SANTIAGO, Chile — A Chilean-American raised in the United States filed a criminal complaint against the Chilean government on Monday, alleging that it engaged in a systematic plan to steal thousands of babies from perceived enemies of the state in the 1970s and 1980s.
The case filed by Jimmy Lippert Thyden González, 43, aims to advance the task of Chilean prosecutors and human rights groups working on accountability for crimes committed under Gen. Augusto Pinochet.
On Sept. 11, 1973, Pinochet led a coup to overthrow Marxist President Salvador Allende, ushering in a period of brutal repression until 1990 during which at least 3,095 people were killed and tens of thousands more were imprisoned and tortured for political reasons.
Little more than a year after learning about his origins as one of thousands of Chilean adoptees taken from their biological parents without consent during Pinochet's dictatorship, Thyden González lodged his lawsuit in Santiago, Chile's capital.
He did it at a pivotal moment.
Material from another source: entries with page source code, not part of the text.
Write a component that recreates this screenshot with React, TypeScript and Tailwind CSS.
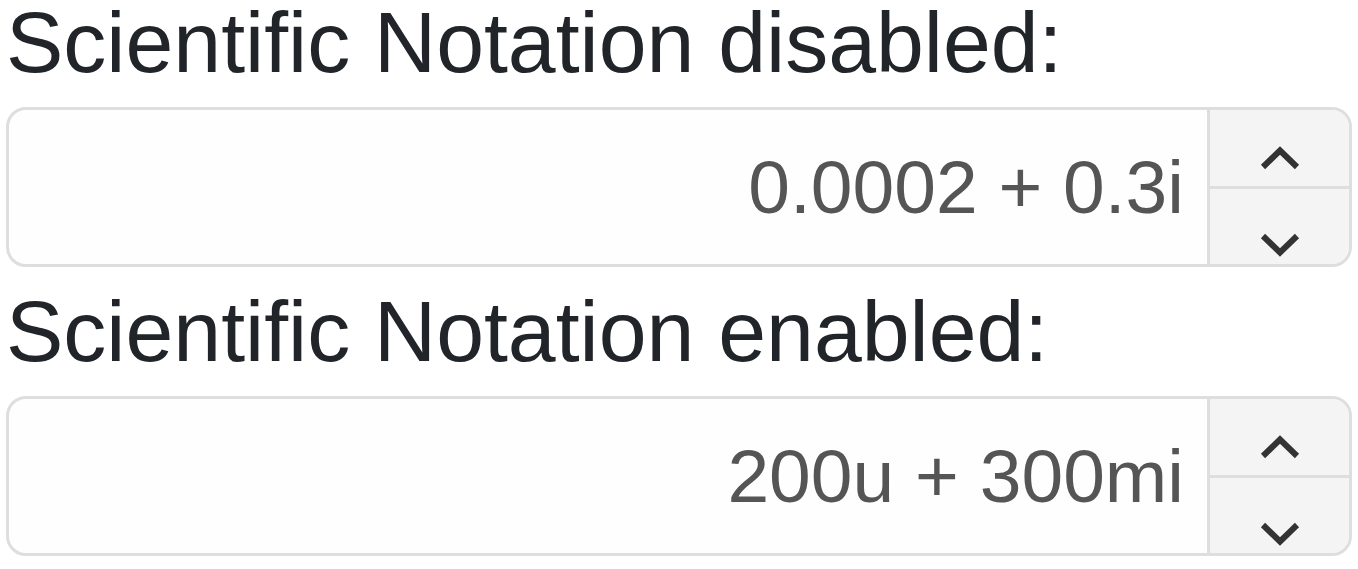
import { useState } from 'react';

type Field = {
  label: string;
  value: string;
};

const fields: Field[] = [
  { label: 'Scientific Notation disabled:', value: '0.0002 + 0.3i' },
  { label: 'Scientific Notation enabled:', value: '200u + 300mi' },
];

function Chevron({ up }: { up: boolean }) {
  return (
    <svg width="40" height="24" viewBox="0 0 40 24" fill="none">
      <polyline
        points={up ? '3,21 20,4.5 37,21' : '3,3 20,19.5 37,3'}
        stroke="#333"
        strokeWidth="6"
        strokeLinejoin="miter"
      />
    </svg>
  );
}

function ComplexInput({ label, value }: Field) {
  const [text] = useState(value);

  return (
    <div>
      <label className="block text-[86px] leading-[84px] text-[#212529]">{label}</label>
      <div className="mt-[23px] mb-[22px] flex h-[160px] rounded-[20px] border-[3px] border-[#dedede] bg-[#fefefe] overflow-hidden">
        <div className="flex-1 flex items-center justify-end pr-[23px] text-[75px] text-[#555]">{text}</div>
        <div className="w-[142px] flex flex-col border-l-[3px] border-[#dedede] bg-[#f4f4f4]">
          <button className="h-[79px] shrink-0 flex items-end justify-center pb-[16px] border-b-[3px] border-[#dedede]">
            <Chevron up />
          </button>
          <button className="flex-1 flex items-end justify-center pb-[7px]">
            <Chevron up={false} />
          </button>
        </div>
      </div>
    </div>
  );
}

export default function App() {
  return (
    <div className="px-[6px] bg-white font-['Liberation_Sans',Arial,sans-serif]">
      {fields.map((f, i) => (
        <ComplexInput key={i} label={f.label} value={f.value} />
      ))}
    </div>
  );
}
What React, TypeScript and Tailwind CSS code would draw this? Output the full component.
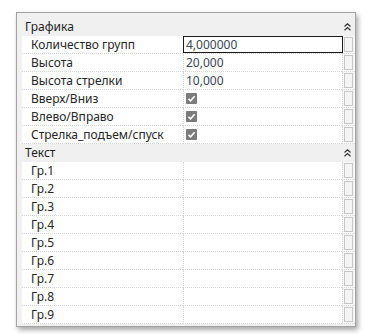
import React from "react";

const font = { fontFamily: '"Segoe UI", "Noto Sans", "Open Sans", sans-serif' };

function Chevrons() {
  return (
    <svg width="7" height="8" viewBox="0 0 7 8" className="block">
      <path d="M0.5 3.5 L3.5 0.8 L6.5 3.5" fill="none" stroke="#333" strokeWidth="1.2" />
      <path d="M0.5 7.2 L3.5 4.5 L6.5 7.2" fill="none" stroke="#333" strokeWidth="1.2" />
    </svg>
  );
}

function Check() {
  return (
    <div className="w-[11px] h-[11px] bg-[#7b7b7b] rounded-[1px] flex items-center justify-center">
      <svg width="9" height="9" viewBox="0 0 9 9">
        <path d="M1.5 4.8 L3.6 6.8 L7.6 2.2" fill="none" stroke="#fff" strokeWidth="1.6" />
      </svg>
    </div>
  );
}

function Header({ title }: { title: string }) {
  return (
    <div className="flex h-[18px] items-center">
      <div className="flex-1 pl-[8px] text-[12px] text-[#1e1e1e] leading-none">{title}</div>
      <div className="w-[13px] flex justify-start pl-[2px]">
        <Chevrons />
      </div>
    </div>
  );
}

type RowProps = { label: string; value?: React.ReactNode; edit?: boolean };

function Row({ label, value, edit }: RowProps) {
  return (
    <div className="flex h-[18px]">
      <div className="w-[5px]" />
      <div className="w-[161px] bg-white border-b border-dotted border-[#d6d6d6] flex items-center pl-[9px] text-[12px] text-[#262626] leading-none">
        {label}
      </div>
      <div className="w-[159px] bg-white border-b border-l border-dotted border-[#d6d6d6] relative flex items-center pl-[2px] text-[12px] text-[#3a4657] leading-none">
        {edit && (
          <div className="absolute left-[-1px] top-0 w-[160px] h-[17px] border border-[#1a1a1a] bg-white" />
        )}
        <div className="relative">{value}</div>
      </div>
      <div className="w-[13px] bg-[#f7f7f7] border-l border-b border-dotted border-[#d6d6d6] flex items-start pl-[1px] pt-[1px]">
        <div className="w-[9px] h-[15px] border border-[#c6c6c6] bg-[#f4f4f4]" />
      </div>
    </div>
  );
}

export default function App() {
  const groups = ["Гр.1", "Гр.2", "Гр.3", "Гр.4", "Гр.5", "Гр.6", "Гр.7", "Гр.8", "Гр.9"];
  return (
    <div className="w-[384px] h-[334px] bg-white pt-[12px] pl-[16px]" style={font}>
      <div className="w-[340px] h-[315px] border border-[#a3a3a3] bg-[#f0f0f0] pt-[5px] shadow-[2px_3px_5px_rgba(0,0,0,0.35)]">
        <Header title="Графика" />
        <Row label="Количество групп" value="4,000000" edit />
        <Row label="Высота" value="20,000" />
        <Row label="Высота стрелки" value="10,000" />
        <Row label="Вверх/Вниз" value={<Check />} />
        <Row label="Влево/Вправо" value={<Check />} />
        <Row label="Стрелка_подъем/спуск" value={<Check />} />
        <Header title="Текст" />
        {groups.map((g) => (
          <Row key={g} label={g} />
        ))}
      </div>
    </div>
  );
}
On Monday, a new judge assumed control over the judicial investigations into the dictatorship's child-trafficking operations, the latest action as the left-wing government of President Gabriel Boric seeks to strengthen Chile's accountability efforts.
''First and foremost, we start with acknowledgement by the government that this has happened. Acknowledgment that there was a wrong," Thyden González, a lawyer and former Marine who was raised in Virginia, told The Associated Press in Santiago. "From there we can build on what reparations look like."
Last year, with the help of Nos Buscamos, a Chilean nonprofit facilitating the reconnection of families severed by coerced adoptions, Thyden González managed to track down and hug his birth mother, Maria Angelica González, who last glimpsed her newborn son being whisked away in a Santiago hospital ward.
Medics had told her that her premature son died shortly after delivery and that they had buried him while she recovered in the hospital. In reality, baby Thyden was given up for adoption to a family in the United States — one of the thousands of illegal overseas adoptions in Chile that predated Pinochet's dictatorship but increased during his 17 years in power.